Cordial bienvenida a Vuecencia, Señor Embajador, y a la colonia española de Roma, reunida en esta Nuestra casa que es también vuestra casa paterna.
Componéis una colonia numerosa e ilustre, que Nos hace recordar con complacencia el largo cortejo de embajadores verdaderamente católicos, de sabios teólogos y consultores, de hijos devotos y muníficos que, a través de los siglos, han acompañado en Roma al Padre común de los fieles, participando de sus penas y alegrías, y poniendo al servicio de la Santa Sede la sana Teología y el celo misionero de España.

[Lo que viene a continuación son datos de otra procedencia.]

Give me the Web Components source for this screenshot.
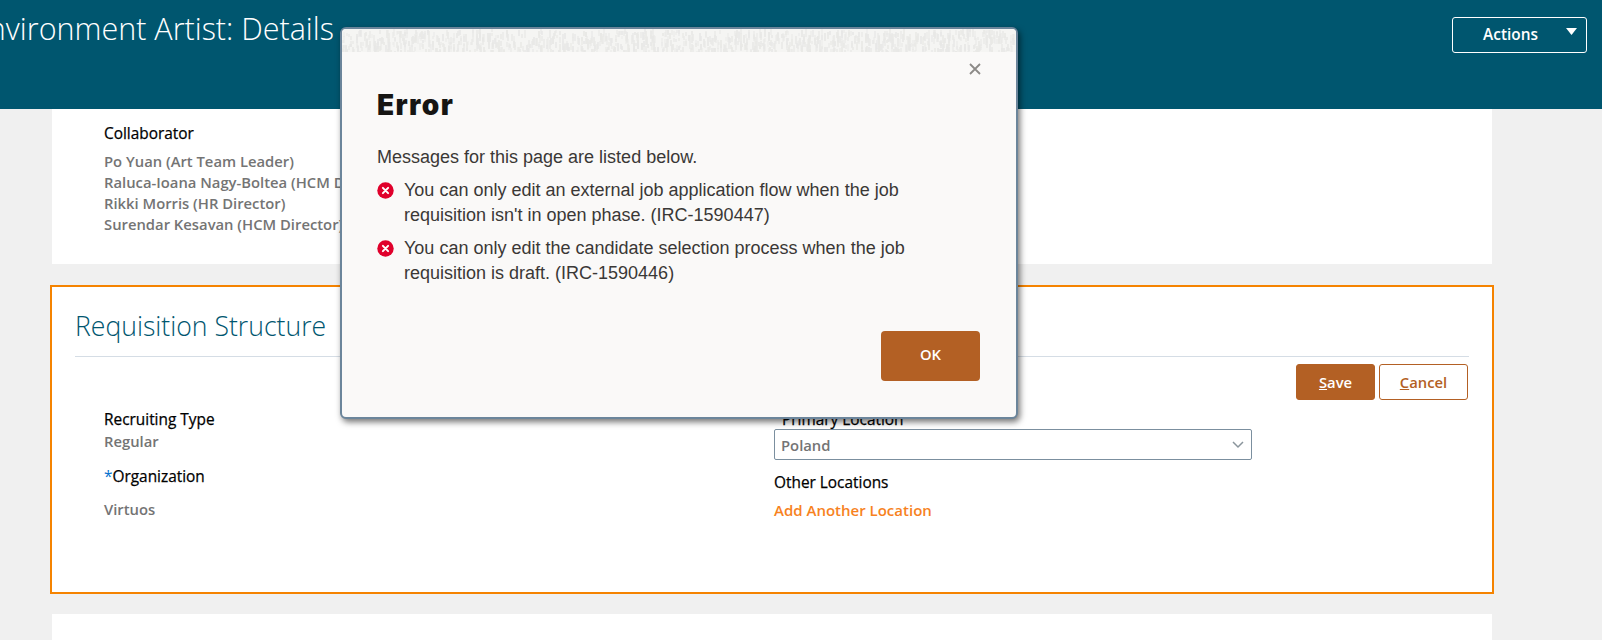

Pero una circunstancia particular da singularísimo realce a la presente audiencia. Habéis venido a agradecernos en nombre de toda vuestra nobilísima Nación y de su ilustre Jefe Nuestro mensaje radiado. Fue para Nos motivo de especial satisfacción, en primer término, el poder enviaros Nuestros plácemes y saludos en el momento en que España, después de la victoria, comenzaba su nueva época de pacificación y grandeza. Y colma ahora Nuestro corazón de mayor gozo el saber que Nuestros plácemes y Nuestra exhortación a la paz y a los nuevos destinos verdaderamente católicos de España, han hallado un eco tan profundo y prolongado en Nuestros amados hijos e hijas de la Nación hispánica.
Vuestro palacio de España, Señor Embajador, está especialmente ligado con el culto de María Inmaculada. Por eso la plaza de España es la plaza del monumento a la Inmaculada Concepción. Tenemos todos que importunar en este mes de Mayo a la Virgen Santísima para que en pago de la veneración y amor que se le ha profesado siempre en el suelo español y en los corazones españoles, se digne alcanzar de su piadoso Hijo felicidad y bendiciones para vuestras familias, juventud pura y henchida de sana alegría para vuestros hijos, prosperidad y éxito venturoso para vuestra economía, la fuerza y el impulso del Espíritu Santo para vuestra vida eclesiástica, y para toda vuestra Patria a Nos tan querida la paz interna y externa, integral y duradera. En prenda de todo ello os damos a vos y a todos los vuestros, a todas las personas que lleváis en vuestra mente y en vuestro corazón, y a cuantos objetos habéis traído con vosotros a esta audiencia, con paterno afecto la Bendición Apostólica.